Future ground-level summer ozone concentrations in Europe: the importance of ozone as predictor in a statistical downscaling approach

Statistical downscaling models are used to estimate historical and future ozone concentrations in Europe for the summer months from April to September. The basis is formed by over 700 measuring stations from the hourly Air Quality eReporting ozone pollution data from the European Environment Agency. Daily maximum 8-hr running means (MDA8) as well as daily maximum 1-hr values (MDA1) of ozone are the target variables. Meteorological (ERA5) as well as ozone (CAMS) reanalysis data serve as predictors in the perfect prognosis (PP) approaches. A station-specific, individualized predictor screening guarantees site-specific optimums. The predictor selection is performed using regularization with varying shrinkage. Multiple Linear Regression (MLR) is used to model the relationship between all selected predictors and MDA8/ MDA1. An ensemble of seven CMIP6 Earth system models is used to estimate future ozone concentrations. Projections are calculated for the years 2041-2060 and 2081-2100 under two different future scenarios (SSP2-4.5 and SSP3-7.0). The CMIP6 data is bias corrected with a univariate quantile delta mapping method, before being used in the statistical models.

With respect to predictor selection, a sensitivity study is conducted, testing different sets of predictors to examine their influence on future ozone concentrations. Predictor sets with and without ozone, with only thermal and radiative predictors, and additionally thermo-dynamical or circulation-dynamical information are analyzed, in addition to the site-specific optimums described above.

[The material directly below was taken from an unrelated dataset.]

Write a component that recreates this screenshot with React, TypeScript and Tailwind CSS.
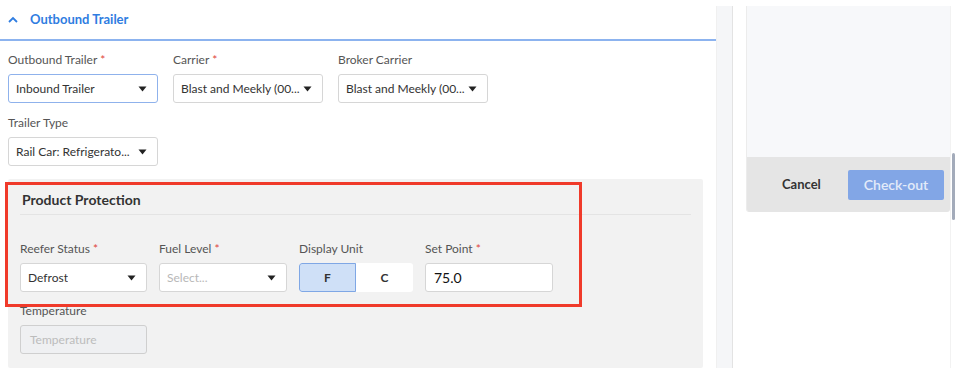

The projection results of the different predictor settings highlight the importance of ozone as predictor. In all predictor sets with included ozone, the results of the two scenarios SSP2-4.5 and SSP3-7.0 differ in their sign depending on the scenario used. The SSP2 scenario, called "Middle of the Road", leads to decreasing ozone concentrations in Europe, while the more pessimistic SSP3 scenario results in partly strong increases of harmful ground-level ozone concentrations. In contrast, all predictor sets that do not take ozone into account show consistently positive change signals.

On the one hand, our results point to the need to include information on emission changes in statistical assessments in order to obtain a realistic picture of future ozone development. Furthermore, our research underscores the need to further reduce air pollution in Europe to better protect human health from direct emissions such as NO_x and indirect pollutants such as ozone.